Too many people from younger generations make fun of their parents for being technically illiterate. I spend an hour a week at least bringing my mom up to speed on Google Photos, iOS content management, etc.

It feels good seeing somebody learn how to do things for themselves, and you should hear your parents brag about you for your minor assistance.

2 comments

I work with phones and it's sad to hear people talk about the ever-widening gap technology places between them and their children.

Meh. It's not an age issue. Anybody who's the parent of a contemporary teenager is probably a gen X'er themselves and when we were teenagers people said the same shit. Except back then it was "parents can't program their VCR's but the teenagers can". It was bullocks then and it's bullocks now.

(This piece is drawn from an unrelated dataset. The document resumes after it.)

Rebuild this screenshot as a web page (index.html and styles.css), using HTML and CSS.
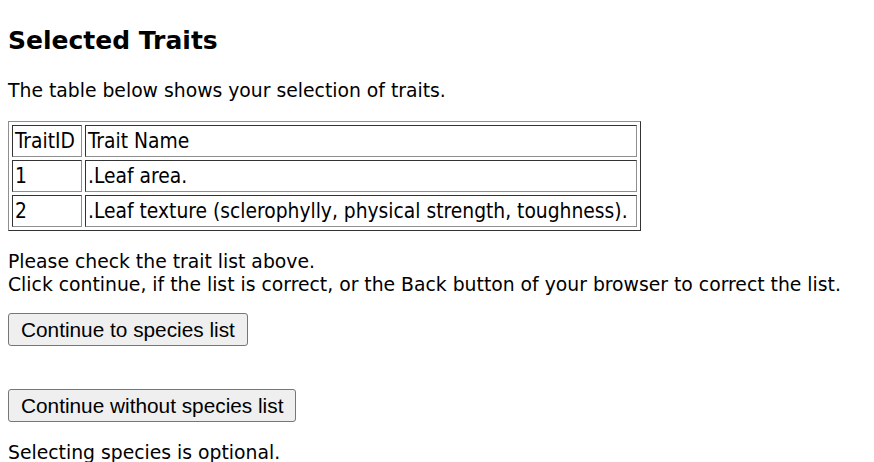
FILE: index.html
```html
<!DOCTYPE html>
<html>
<head>
<meta charset="utf-8">
<link rel="stylesheet" href="styles.css">
</head>
<body>
<h2 class="title">Selected Traits</h2>
<p class="intro">The table below shows your selection of traits.</p>
<table class="traits">
<tr><td class="id">TraitID</td><td class="name">Trait Name</td></tr>
<tr><td class="id">1</td><td class="name">.Leaf area.</td></tr>
<tr><td class="id">2</td><td class="name">.Leaf texture (sclerophylly, physical strength, toughness).</td></tr>
</table>
<p class="check">Please check the trait list above.<br>Click continue, if the list is correct, or the Back button of your browser to correct the list.</p>
<div class="actions">
<button class="btn">Continue to species list</button>
<button class="btn">Continue without species list</button>
</div>
<p class="note">Selecting species is optional.</p>
</body>
</html>
```
FILE: styles.css
```css
html, body {
  margin: 0;
  background: #fff;
}
body {
  padding: 8px;
  font-family: "DejaVu Sans", Verdana, sans-serif;
  font-size: 18.8px;
  line-height: 23px;
  color: #000;
}
.title {
  font-size: 25px;
  font-weight: bold;
  margin: 19px 0 24px;
  line-height: 28px;
}
.intro {
  margin: 0 0 19px;
}
.traits {
  width: 633px;
  border: 1px solid;
  border-color: #8f8f8f #333 #333 #8f8f8f;
  border-spacing: 3px;
  font-family: "DejaVu Sans Condensed", "DejaVu Sans", sans-serif;
  font-size: 20.8px;
}
.traits td {
  border: 1px solid;
  border-color: #333 #8f8f8f #8f8f8f #333;
  padding: 1px 2px;
  line-height: 28px;
  white-space: nowrap;
}
.traits .id {
  width: 64px;
}
.check {
  margin: 19px 0 17px;
}
.actions {
  display: flex;
  flex-direction: column;
  align-items: flex-start;
  gap: 43px;
}
.btn {
  font-family: "Liberation Sans", Arial, sans-serif;
  font-size: 20.8px;
  height: 33px;
  padding: 0 12px;
  background: #efefef;
  border: 1px solid #767676;
  border-radius: 3px;
  color: #000;
}
.note {
  margin: 19px 0 0;
}
```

It's an attitude / interest / personality thing (or something like that) not age. Remember, the oldest generations still hanging around include people who built the first computers in existence, and slightly younger ones include the people who created UNIX, VMS, C, etc.

Some people are interested in technology and have a natural inclination to poke around and figure out how shit works, and some don't.

Indeed. My parents never had to use computers much, and only got a smartphone 2 years ago, but by now they can send GPG encrypted mail, can install apps — and understand why an app requesting permissions it shouldn't need isn't trustworthy, etc.

If you want to, you can always learn.

Most people just don't want to learn.

Sort of parallel to mindcrime's comment: the thing that makes me sad is not necessarily the knowledge gap, but the pride people take in it. "I'm just not a computer person" is too often said happily, when being able to usefully interact with a computer is already a must-have skill for most decent jobs.